Lattice’s AI offering is focused on low power applications, such as small IoT/edge devices, that need machine learning functionality to process images or image streams. Compared to MCUs, MPUs, GPUs and other types of processing, Lattice FPGAs offer moderate performance in the power consumption range 1mW-1W. This is very much in demand from applications that need small-sized, low-cost solutions.

Performance comparison1

Lattice devices are focused on low-power end node applications. (Image: Lattice Semiconductor)

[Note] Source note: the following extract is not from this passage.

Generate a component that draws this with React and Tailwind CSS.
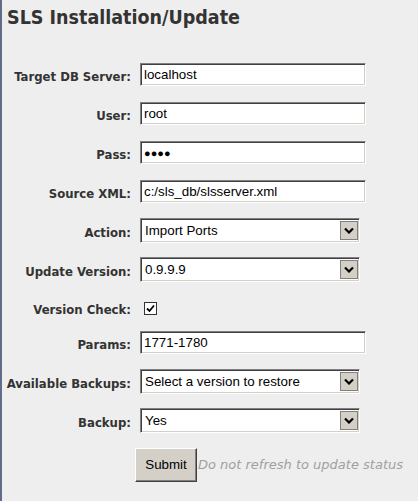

The SensAI stack includes IP cores to accelerate convolutional neural networks (CNNs), software tools and compilers linking popular AI frameworks to the company’s FPGA software, and reference designs. It is primarily used for image recognition and computer vision applications.

The updated stack has improved its performance by a factor of ten — the time taken to process a given image with a given network is a tenth of what it was with the old stack.

“Some customers are choosing to process higher frames per second, since it can process more images,” said Hands. “Some are fine with frame rate but want more resolution. Some are fine with everything as it is but can use a smaller chip. Some people want to turn the clock speed down and use less power.”

Lattice used several techniques to get this substantial performance increase.

The first version of SensAI used 16-bit fixed point numbers, but in the new version this has changed to 8-bit fixed point. That effectively doubled the number of multipliers on the chip, and the on-chip memory has effectively doubled (since twice as many intermediate data points can be stored).

“Why didn’t we do this before? Well, we also changed how the tool flow works,” said Hands.

Most neural networks are typically trained on 32-bit floating point data, then when moved to the implementation phase, they are quantized to 16-bit. In the first version of SensAI, the error associated with quantizing to 16-bit was acceptable, said Hands, but quantizing to 8-bit increased the error too much.

“To solve that, we used different techniques for how to use the machine learning framework in the training phase, that means that we can train assuming 8-bit fixed point,” he said. “Then when we come out of the training framework into our compiler, you don’t need that quantization. We went from 16-bit to 8-bit, and we did it in a way that doesn’t impact error.”

SensAI Stack1

Lattice’s SensAI hardware/software stack is used primarily for computer vision applications. (Image: Lattice Semiconductor)

Lattice has also changed the way the compiler sequences certain calculations. Some of the most common layers used in CNNs (Maxpool, ReLU and Convolution layers) can now be processed together in a single step, which reduces the number of intermediate data points that need to be stored by a factor of four.

The new version of SensAI incorporates a number of reference designs, including a power optimized human presence detection system and a performance optimized person counting system. There is also an ecosystem of partners available to help with FPGA design, machine learning design, or both, said Hands.